La gauche ne pourra prétendre lui barrer la route qu’avec un vrai projet de rupture, clair et ambitieux, assumé, fidèle à ses engagements. Porté par un mouvement culturel, ancré profondément dans la société et capable d’en traduire les aspirations. On ne combat pas la réaction en édulcorant le progrès. On ne répond pas à la colère populaire par la gestion prudente et molle. On ne gagne pas en rassurant les marchés et en demandant de la patience à celles et ceux qui n’en peuvent plus. Sinon, on se retrouve comme Jeannette Jara au deuxième tour : seule, sans alliés ni réserve de voix, incapable d’inspirer la confiance et l’enthousiasme nécessaires à la conquête d’une majorité.

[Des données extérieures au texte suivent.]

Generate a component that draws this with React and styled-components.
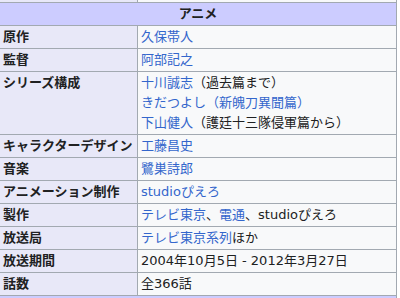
import React from "react";
import styled, { createGlobalStyle } from "styled-components";

const GlobalStyle = createGlobalStyle`
  html, body {
    margin: 0;
    padding: 0;
    background: #ffffff;
  }
  body {
    font-family: "DejaVu Sans", "Noto Sans CJK JP", sans-serif;
    font-size: 13px;
    color: #202122;
    overflow: hidden;
  }
`;

const Infobox = styled.table`
  border-collapse: collapse;
  width: 398px;
  margin: -21px 0 0 -1px;
  table-layout: fixed;
  font-size: 13px;
  line-height: 20px;
`;

const Row = styled.tr``;

const Header = styled.th`
  background: #ccccff;
  border: 1px solid #a2a9b1;
  font-weight: bold;
  text-align: center;
  padding: 1px 3px;
  height: 20px;
`;

const Label = styled.th`
  width: 131px;
  background: #e8e8f8;
  border: 1px solid #a2a9b1;
  font-weight: bold;
  text-align: left;
  vertical-align: top;
  white-space: nowrap;
  padding: 1px 3px;
  height: 20px;
`;

const Value = styled.td`
  background: #f8f9fa;
  border: 1px solid #a2a9b1;
  vertical-align: top;
  padding: 1px 3px;
  white-space: nowrap;
`;

const A = styled.a`
  color: #3366cc;
  text-decoration: none;
`;

const Line = styled.div``;

export default function App() {
  return (
    <>
      <GlobalStyle />
      <Infobox>
        <tbody>
          <Row>
            <Label />
            <Value />
          </Row>
          <Row>
            <Header colSpan={2}>アニメ</Header>
          </Row>
          <Row>
            <Label>原作</Label>
            <Value>
              <A href="#">久保帯人</A>
            </Value>
          </Row>
          <Row>
            <Label>監督</Label>
            <Value>
              <A href="#">阿部記之</A>
            </Value>
          </Row>
          <Row>
            <Label>シリーズ構成</Label>
            <Value>
              <Line>
                <A href="#">十川誠志</A>（過去篇まで）
              </Line>
              <Line>
                <A href="#">きだつよし</A>
                <A href="#">（新魄刀異聞篇）</A>
              </Line>
              <Line>
                <A href="#">下山健人</A>（護廷十三隊侵軍篇から）
              </Line>
            </Value>
          </Row>
          <Row>
            <Label>キャラクターデザイン</Label>
            <Value>
              <A href="#">工藤昌史</A>
            </Value>
          </Row>
          <Row>
            <Label>音楽</Label>
            <Value>
              <A href="#">鷺巣詩郎</A>
            </Value>
          </Row>
          <Row>
            <Label>アニメーション制作</Label>
            <Value>
              <A href="#">studioぴえろ</A>
            </Value>
          </Row>
          <Row>
            <Label>製作</Label>
            <Value>
              <A href="#">テレビ東京</A>、<A href="#">電通</A>、studioぴえろ
            </Value>
          </Row>
          <Row>
            <Label>放送局</Label>
            <Value>
              <A href="#">テレビ東京系列</A>ほか
            </Value>
          </Row>
          <Row>
            <Label>放送期間</Label>
            <Value>2004年10月5日 - 2012年3月27日</Value>
          </Row>
          <Row>
            <Label>話数</Label>
            <Value>全366話</Value>
          </Row>
          <Row>
            <Header colSpan={2}>&nbsp;</Header>
          </Row>
        </tbody>
      </Infobox>
    </>
  );
}
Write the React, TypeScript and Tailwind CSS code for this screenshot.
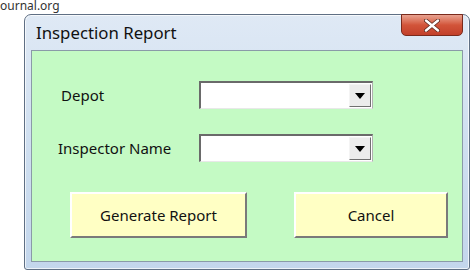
import React from "react";

function Combo() {
  return (
    <div className="flex h-[28px] w-[174px] border-t-2 border-l-2 border-b border-r border-t-[#6a6a6a] border-l-[#6a6a6a] border-b-[#e8e8e8] border-r-[#b0b0b0] bg-white">
      <div className="flex-1" />
      <div className="my-[1px] mr-[1px] flex w-[22px] items-center justify-center border border-t-[#f4f4f4] border-l-[#f4f4f4] border-b-[#707070] border-r-[#707070] bg-[#ececec]">
        <svg width="10" height="6" viewBox="0 0 10 6">
          <polygon points="0,0 10,0 5,6" fill="#000" />
        </svg>
      </div>
    </div>
  );
}

function Btn({ label, w }: { label: string; w: string }) {
  return (
    <div
      className={`${w} flex h-[46px] items-center justify-center border-t-2 border-l-2 border-b-2 border-r-2 border-t-white border-l-white border-b-[#7a7a7a] border-r-[#7a7a7a] bg-[#ffffc4] text-[15px] text-[#111]`}
    >
      {label}
    </div>
  );
}

export default function App() {
  return (
    <div
      className="h-[271px] w-[474px] overflow-hidden bg-white"
      style={{ fontFamily: '"Noto Sans", "Open Sans", sans-serif' }}
    >
      <div className="-mt-[2px] h-[16px] text-[12px] leading-[15px] text-[#333]">ournal.org</div>
      <div className="ml-[24px] flex h-[256px] w-[446px] flex-col rounded-t-[7px] rounded-b-[3px] border border-[#5f6f84] bg-gradient-to-b from-[#dfe9f5] via-[#cfdff0] to-[#c3d6ec] shadow-[inset_0_0_0_1px_rgba(255,255,255,0.7)]">
        <div className="flex h-[35px] items-start justify-between pl-[11px] pr-[6px]">
          <div className="pt-[7px] text-[16.8px] leading-[22px] text-[#111]">Inspection Report</div>
          <div className="-mt-[1px] flex h-[22px] w-[62px] items-center justify-center rounded-b-[5px] border border-[#7a2a1c] bg-gradient-to-b from-[#e8a290] via-[#d2543a] to-[#c2402a]">
            <svg width="16" height="13" viewBox="0 0 16 13">
              <path d="M2 1.5 L14 11.5 M14 1.5 L2 11.5" stroke="#5a2a20" strokeWidth="4" strokeLinecap="round" />
              <path d="M2 1.5 L14 11.5 M14 1.5 L2 11.5" stroke="#fff" strokeWidth="2.4" strokeLinecap="round" />
            </svg>
          </div>
        </div>
        <div className="mx-[6px] flex h-[212px] flex-col border border-[#8a9aa8] bg-[#c4fac4]">
          <div className="flex h-[28px] items-center pl-[29px] mt-[30px]">
            <div className="w-[138px] text-[15px] text-[#111]">Depot</div>
            <Combo />
          </div>
          <div className="mt-[25px] flex h-[28px] items-center pl-[26px]">
            <div className="w-[141px] text-[15px] text-[#111]">Inspector Name</div>
            <Combo />
          </div>
          <div className="mt-[30px] flex pl-[38px]">
            <Btn label="Generate Report" w="w-[177px]" />
            <div className="w-[47px]" />
            <Btn label="Cancel" w="w-[154px]" />
          </div>
        </div>
      </div>
    </div>
  );
}
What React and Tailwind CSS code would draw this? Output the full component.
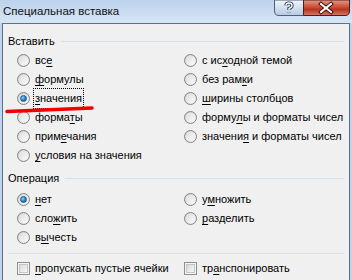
import React from 'react';

const font = { fontFamily: '"Liberation Sans", Arial, sans-serif' };

// label with one underlined accelerator letter
function Acc({ text, at }) {
  return (
    <span>
      {text.slice(0, at)}
      <span className="underline underline-offset-[2px]">{text[at]}</span>
      {text.slice(at + 1)}
    </span>
  );
}

function Radio({ checked }) {
  return (
    <span className="relative flex h-[13px] w-[13px] shrink-0 items-center justify-center rounded-full border border-[#858585] bg-gradient-to-br from-[#cfcfcf] to-[#f6f6f6]">
      <span className="h-[9px] w-[9px] rounded-full bg-gradient-to-br from-[#dedede] to-[#fafafa]">
        {checked && (
          <span className="m-[1px] block h-[7px] w-[7px] rounded-full border border-[#1d5c8f] bg-[radial-gradient(circle_at_35%_35%,#8fd0ff,#1b7ac4_60%,#0e4d86)]" />
        )}
      </span>
    </span>
  );
}

function Check() {
  return (
    <span className="flex h-[13px] w-[13px] shrink-0 items-center justify-center border border-[#8e8f8f] bg-[#f4f4f4]">
      <span className="h-[9px] w-[9px] border border-[#c6c6c6] bg-gradient-to-br from-[#d9d9d9] to-[#f7f7f7]" />
    </span>
  );
}

function Row({ children, checked, focus }) {
  return (
    <div className="flex h-[19px] items-center gap-[5px] pl-[9px]">
      <Radio checked={checked} />
      {focus ? (
        <span className="-ml-[1px] px-[1px] py-[1px] outline outline-1 outline-dotted outline-black">{children}</span>
      ) : (
        children
      )}
    </div>
  );
}

function Header({ title }) {
  return (
    <div className="flex h-[14px] items-center">
      <span>{title}</span>
      <span className="ml-[6px] h-px flex-1 bg-[#d5dfe5]" />
    </div>
  );
}

// window caption buttons (help + close)
function CaptionButtons() {
  return (
    <svg width="76" height="16" viewBox="0 0 76 16" className="block">
      <defs>
        <linearGradient id="hb" x1="0" y1="0" x2="0" y2="1">
          <stop offset="0" stopColor="#f0f5fb" />
          <stop offset="0.5" stopColor="#d2e0ef" />
          <stop offset="1" stopColor="#b6cae3" />
        </linearGradient>
        <linearGradient id="cb" x1="0" y1="0" x2="0" y2="1">
          <stop offset="0" stopColor="#e69888" />
          <stop offset="0.5" stopColor="#c8472f" />
          <stop offset="0.6" stopColor="#b8331f" />
          <stop offset="1" stopColor="#d77a66" />
        </linearGradient>
      </defs>
      <path d="M0.5 0 V11 Q0.5 15.5 5 15.5 H29.5 V0 Z" fill="url(#hb)" stroke="#4f5f75" />
      <path d="M29.5 0 V15.5 H71 Q75.5 15.5 75.5 11 V0 Z" fill="url(#cb)" stroke="#4a1e1a" />
      <path d="M47 4 L57 12 M57 4 L47 12" stroke="#3a0e08" strokeWidth="4" strokeLinecap="square" />
      <path d="M47 4 L57 12 M57 4 L47 12" stroke="#ffffff" strokeWidth="2" strokeLinecap="square" />
      <path d="M12 5.5 Q12 3 15 3 Q18 3 18 5.5 Q18 7.5 15 8.5 V10 M15 12 V12.5" stroke="#2a3441" strokeWidth="3.2" fill="none" />
      <path d="M12 5.5 Q12 3 15 3 Q18 3 18 5.5 Q18 7.5 15 8.5 V10 M15 12 V12.5" stroke="#ffffff" strokeWidth="1.4" fill="none" />
    </svg>
  );
}

export default function App() {
  return (
    <div className="relative flex h-[280px] w-[352px] flex-col overflow-hidden bg-[#bfd5ee] text-[11px] text-black" style={font}>
      {/* title bar */}
      <div className="flex h-[23px] shrink-0 items-start bg-gradient-to-b from-[#bcd2ec] to-[#d7e6f5]">
        <span className="ml-[3px] mt-[3px] text-[11.5px] leading-[16px] text-[#111]">Специальная вставка</span>
        <div className="ml-auto mr-[2px]">
          <CaptionButtons />
        </div>
      </div>

      {/* dialog body */}
      <div className="ml-[2px] mr-[2px] flex flex-1 flex-col border-l border-r border-t border-[#5e7088] bg-[#f0f0f0] pl-[5px] pr-[5px]">
        <div className="mt-[10px]">
          <Header title="Вставить" />
        </div>
        <div className="mt-[3px] grid grid-cols-[167px_1fr]">
          <div className="flex flex-col">
            <Row><Acc text="все" at={2} /></Row>
            <Row><Acc text="формулы" at={0} /></Row>
            <Row checked focus><Acc text="значения" at={0} /></Row>
            <Row><Acc text="форматы" at={5} /></Row>
            <Row><Acc text="примечания" at={4} /></Row>
            <Row><Acc text="условия на значения" at={0} /></Row>
          </div>
          <div className="flex flex-col">
            <Row><Acc text="с исходной темой" at={4} /></Row>
            <Row><Acc text="без рамки" at={7} /></Row>
            <Row><Acc text="ширины столбцов" at={0} /></Row>
            <Row><Acc text="формулы и форматы чисел" at={5} /></Row>
            <Row><Acc text="значения и форматы чисел" at={7} /></Row>
          </div>
        </div>

        <div className="mt-[6px]">
          <Header title="Операция" />
        </div>
        <div className="mt-[5px] grid grid-cols-[167px_1fr]">
          <div className="flex flex-col">
            <Row checked><Acc text="нет" at={0} /></Row>
            <Row><Acc text="сложить" at={3} /></Row>
            <Row><Acc text="вычесть" at={1} /></Row>
          </div>
          <div className="flex flex-col">
            <Row><Acc text="умножить" at={1} /></Row>
            <Row><Acc text="разделить" at={0} /></Row>
          </div>
        </div>

        <div className="mt-[6px] h-px bg-[#d5dfe5]" />
        <div className="mt-[5px] grid grid-cols-[167px_1fr]">
          <div className="flex h-[19px] items-center gap-[5px] pl-[9px]">
            <Check />
            <Acc text="пропускать пустые ячейки" at={0} />
          </div>
          <div className="flex h-[19px] items-center gap-[5px] pl-[9px]">
            <Check />
            <Acc text="транспонировать" at={2} />
          </div>
        </div>
      </div>

      {/* red hand-drawn mark */}
      <svg className="absolute left-0 top-0" width="352" height="280">
        <path d="M7 111.5 C30 110.5 60 109.5 92 108" stroke="#f00000" strokeWidth="3.5" fill="none" strokeLinecap="round" />
      </svg>
    </div>
  );
}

Cette leçon chilienne est simple et brutale : la gauche ne perd pas seulement quand elle est attaquée, elle perd surtout quand elle renonce à être elle-même. Et dans chacun de ses renoncements, elle fait avancer un peu plus la bête. Sidérée par sa propre faiblesse, la gauche française n’est cependant pas condamnée à la défaite. Si elle apprend à faire vivre ses différences plutôt que de s’épuiser en luttes stériles pour l’hégémonie, si elle renoue avec le mouvement culturel qui aspire au changement, si elle accepte d’être une force de transformation plutôt que de gestion… Elle pourra prétendre faire mentir les scénarios qui l’ont déjà enterrée. Sa responsabilité historique est engagée.
Nous n’avons pas le droit d’ignorer cet avertissement. Parce que l’histoire ne se répète jamais à l’identique, mais elle punit toujours les mêmes aveuglements.